Today I published an op-ed–okay, it was kind of a polemic–on the supposed War on Cars.

To be clear, there’s no war on cars. As I argue, there is a war on us. Cars, drivers, are killing us. They’re destroying the environment. They rob us of time and space. They injure us. They kill us. And through it all, we get little more than a corporate shrug from the city.

We don’t build proper sidewalks, or bikelanes, or intersections. We keep expanding roads. We desperately clutch to our parking–our city is zoned so that all new developments must have parking. It is absolutely insane.

Specifically in the piece, I talk about the failed attempt to build a bikeway along O’Connor. The city has cancelled have of it. The councillor for Capital Ward is suggesting some half measures to smooth over the open hostility the neighbourhood and the city has for non-automobile transportation. The official line is that we need to balance needs. We need to compromise.

Here’s what I didn’t get to in the op-ed. The O’Connor bikeway was the compromise. Every street–every damned street–is built for cars. Even our pedestrian mall allows cars. Lansdowne, a primarily pedestrian zone, has been given a car-centric makeover.

We have no bike infrastructure in the Glebe. None. We have sharrows and painted lanes. Latex on concrete isn’t infrastructure; it’s a pacifier.

We should have north-south bikelanes on multiple streets in the Glebe. Percy is considered a bike route. No bike lanes. Bank is considered a bike route. No bike lanes. O’Connor will be called a bikeway. No bike lanes.

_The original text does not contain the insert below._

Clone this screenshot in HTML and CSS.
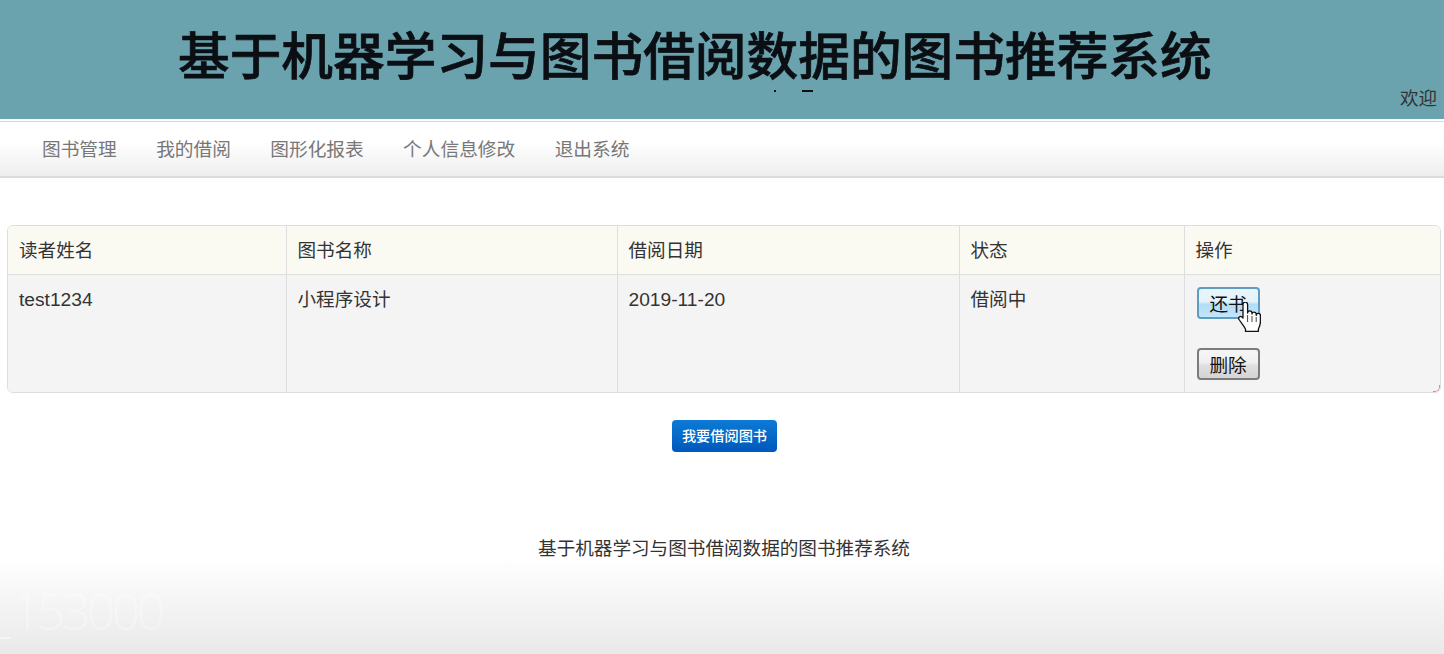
FILE: index.html
```html
<!DOCTYPE html>
<html lang="zh">
<head>
<meta charset="utf-8">
<title>基于机器学习与图书借阅数据的图书推荐系统</title>
<link rel="stylesheet" href="styles.css">
</head>
<body>
<header class="banner">
  <h1 class="banner-title">基于机器学习与图书借阅数据的图书推荐系统</h1>
  <span class="banner-dot dot-a"></span>
  <span class="banner-dot dot-b"></span>
  <span class="welcome">欢迎</span>
</header>
<nav class="nav">
  <a class="nav-item">图书管理</a>
  <a class="nav-item">我的借阅</a>
  <a class="nav-item">图形化报表</a>
  <a class="nav-item">个人信息修改</a>
  <a class="nav-item">退出系统</a>
</nav>
<main class="content">
  <div class="table-wrap">
    <table class="grid">
      <colgroup>
        <col class="c1"><col class="c2"><col class="c3"><col class="c4"><col class="c5">
      </colgroup>
      <thead>
        <tr><th>读者姓名</th><th>图书名称</th><th>借阅日期</th><th>状态</th><th>操作</th></tr>
      </thead>
      <tbody>
        <tr>
          <td class="latin">test1234</td>
          <td>小程序设计</td>
          <td class="latin">2019-11-20</td>
          <td>借阅中</td>
          <td class="actions">
            <span class="btn-holder">
              <button class="btn btn-hover">还书</button>
              <svg class="hand" viewBox="0 0 23 30" width="23" height="30" aria-hidden="true">
                <path d="M5 2.500a2.300 2.300 0 0 1 4.600 0V11a2.200 2.200 0 0 1 4.400 0v1a2.100 2.100 0 0 1 4.200.3v1a2.100 2.100 0 0 1 4.200.5V20c0 3-1 5-2 7v2.500H7.500V27C5.500 23 3 20.500 1 17.500c-1.300-2 1-4 3-2.500l1 1z" fill="#fff" stroke="#111" stroke-width="1.300" stroke-linejoin="round"/>
                <path d="M9.600 13v7M14 14v6M18.200 15v5" stroke="#444" stroke-width="1" fill="none"/>
              </svg>
            </span>
            <button class="btn btn-plain">删除</button>
          </td>
        </tr>
      </tbody>
    </table>
  </div>
  <div class="cta-row"><button class="cta">我要借阅图书</button></div>
</main>
<footer class="footer">
  <p class="footer-text">基于机器学习与图书借阅数据的图书推荐系统</p>
  <div class="watermark">153000</div>
  <span class="watermark-dash"></span>
</footer>
</body>
</html>
```
FILE: styles.css
```css
* { box-sizing: border-box; }
html, body { margin: 0; padding: 0; }
body {
  width: 1444px;
  height: 654px;
  overflow: hidden;
  background: #fff;
  font-family: "Liberation Sans", "Noto Sans CJK SC", sans-serif;
  color: #333;
}
.banner {
  position: relative;
  height: 119px;
  background: #6aa3ae;
  padding: 23px 0 0 178px;
}
.banner-title {
  margin: 0;
  font-size: 51.700px;
  line-height: 60px;
  font-weight: 500;
  color: #0b0f14;
  -webkit-text-stroke: 0.7px #0b0f14;
  font-family: "Noto Sans CJK SC", sans-serif;
  white-space: nowrap;
}
.banner-dot { position: absolute; background: #111; height: 2px; top: 90px; }
.dot-a { left: 774px; width: 2px; }
.dot-b { left: 802px; width: 11px; }
.welcome {
  position: absolute;
  right: 7px;
  top: 86px;
  font-size: 18.500px;
  line-height: 26px;
  color: #333;
}
.nav {
  margin-top: 2px;
  height: 57px;
  display: flex;
  gap: 39.400px;
  align-items: center;
  padding: 0 0 3px 42px;
  background: linear-gradient(#fff, #fff 35%, #eeeeee);
  border-top: 1px solid #d8d8d8;
  border-bottom: 2px solid #dcdcdc;
}
.nav-item { font-size: 18.700px; color: #777; white-space: nowrap; }
.content { padding: 47px 3px 0 7px; }
.table-wrap {
  position: relative;
  width: 1434px;
  height: 168px;
  border: 1px solid #dedede;
  border-radius: 6px;
  overflow: hidden;
}
.table-wrap::after {
  content: "";
  position: absolute;
  right: 0;
  bottom: 0;
  width: 6px;
  height: 6px;
  border-right: 1.500px solid #e8808f;
  border-bottom: 1.500px solid #e8808f;
  border-bottom-right-radius: 5px;
}
.grid {
  width: 1432px;
  height: 166px;
  border-collapse: collapse;
  table-layout: fixed;
  font-size: 18.600px;
}
.c1 { width: 278px; }
.c2 { width: 331px; }
.c3 { width: 342px; }
.c4 { width: 225px; }
.c5 { width: 256px; }
.grid th, .grid td {
  border-left: 1px solid #dedede;
  padding: 0 11px;
  text-align: left;
  vertical-align: top;
}
.grid th:first-child, .grid td:first-child { border-left: 0; }
.grid th {
  height: 48px;
  background: #fafaf3;
  font-weight: 400;
  padding-top: 1px;
  line-height: 47px;
  border-bottom: 1px solid #dedede;
  color: #333;
}
.grid td {
  background: #f4f4f4;
  padding-top: 13px;
  line-height: 24px;
  color: #333;
}
.grid td.latin { font-size: 19.200px; }
.grid td.actions { padding: 12px 0 0 12px; line-height: 0; }
.btn-holder { position: relative; display: block; width: 63px; height: 32px; margin-bottom: 29px; }
.btn {
  display: block;
  width: 63px;
  height: 32px;
  padding: 0 0 4px;
  border-radius: 4px;
  font-size: 18.600px;
  font-family: inherit;
  color: #111;
}
.btn-hover {
  border: 2px solid #5f9cc0;
  background: linear-gradient(#e9f5fc 0, #e4f2fb 45%, #b3ddf7 55%, #c3e5f9 100%);
}
.btn-plain {
  border: 2px solid #7c7c7c;
  background: linear-gradient(#f6f6f6 0, #efefef 45%, #dfdfdf 55%, #d4d4d4 100%);
}
.hand { position: absolute; left: 41px; top: 15px; }
.cta-row { display: flex; justify-content: center; margin-top: 27px; padding-left: 1px; }
.cta {
  width: 105px;
  height: 32px;
  padding: 0 0 2px;
  border: 0;
  border-radius: 4px;
  background: linear-gradient(#0c7ad6, #0058bb);
  color: #fff;
  font-size: 14.200px;
  font-weight: 500;
  font-family: inherit;
}
.footer {
  position: relative;
  height: 203px;
  background: linear-gradient(#fff, #fff 52%, #f5f5f5 73%, #e9e9e9);
}
.footer-text {
  margin: 0;
  padding: 84px 0 0 4px;
  text-align: center;
  font-size: 18.600px;
  line-height: 26px;
  color: #333;
}
.watermark {
  position: absolute;
  left: 12px;
  top: 129px;
  font-family: "Open Sans", sans-serif;
  font-weight: 300;
  font-size: 50px;
  letter-spacing: -3.600px;
  line-height: 60px;
  color: rgba(255, 255, 255, 0.3);
}
.watermark-dash {
  position: absolute;
  left: 0;
  top: 185px;
  width: 11px;
  height: 2px;
  background: #f5f5f5;
}
```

Bike lanes should be going on Bank Street. That’s where the shops are. That’s where the restaurants are. That’s the main street that connects downtown, the Glebe, Old Ottawa South and parts beyond. Right now, bicyclists intermingle with cars that can easily kill them, drivers that can easily kill them.

Bike lanes on Bank Street would still provide the majority of the street to cars; it would still be a compromise.

Bike lanes on O’Connor would still provide the majority of the street to cars; it also ensures that all the space on Bank Street is devoted to cars; it would be a further compromise.

Nothing on Bank, nothing on O’Connor, nothing on Percy or Lyon, that’s not a compromise.

That’s surrender, and that was the point of the op-ed.

The Missing Bike Lane

[Editor’s note: the revelation of the cancellation of half the O’Connor bike lane project was reported during the time the Transportation Committee was meeting, but it wasn’t actually given at the committee meeting. It was, apparently, merely a press release. All the arguments still stand, but I will edit the post for clarity in the near future.]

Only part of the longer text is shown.